Dr. Gary North, in his book, Conspiracy, writes that “… [conspiracies] need a field to grow in. The field is a climate of opinion—the same field used by the rulers of any society. Change the ideas, and you change the social order. The real conflict is not over money, or military hardware, or votes. The real conflict is over ideas.” (Emphases in the original)
It’s very common in academic, intellectual and journalistic circles to sneer at “conspiracy theories”; however, as President Roosevelt once said,
“If something happens in politics, you may be sure someone planned it.”
But if the real conflict, as Dr. North writes, is over ideas, how can the climate of public opinion be manipulated to favor the conspirators? Why, it is simplicity itself! Put all the children in government schools; mandate the teaching of a world-view that favors the conspirators. And voila!
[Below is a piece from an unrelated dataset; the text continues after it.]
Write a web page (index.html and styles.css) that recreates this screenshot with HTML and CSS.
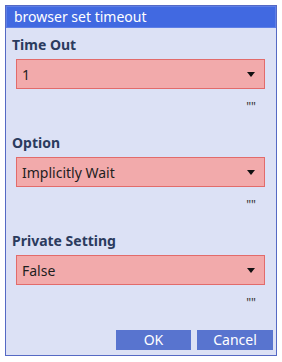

In a little while (it will seem to be almost overnight), public opinion will be re-shaped. All totalitarians—for example, the Nazis and the Communists—have always realized this: “Give me the children until they are seven and anyone may have them afterwards,” said Francis Xavier in the sixteenth century.
All conspirators need to do, therefore, is capture the teaching profession, and by the next generation they will have the whole society. To capture the teaching profession, you need only to capture the universities. And that is exactly what has happened in North America and Europe.
So how can we free the next generation from this trap of indoctrination?
One answer is: vouchers.
If the government were to issue education vouchers to the parents of elementary and secondary students—for substantially less than the cost per student today—and to the students themselves for post-secondary studies, the free market of ideas would eagerly compete for those funds. And the efficiency of the free market would save taxpayers nearly half the present cost: cut the tax subsidy to all education to only 60% of the present funding level, but allow parental and student choice through vouchers, and we’ll get better education—real education, instead of indoctrination—and at a lower cost.
Not all conspiracies are bad. But the one crippling education today—the conspiracy by radical Left-wing activists to use public education to manipulate public attitudes by indoctrinating children with socialist and hedonist ideas—needs some healthy competition. Education vouchers would provide that competition.
Think of it as a parents’ counter-conspiracy.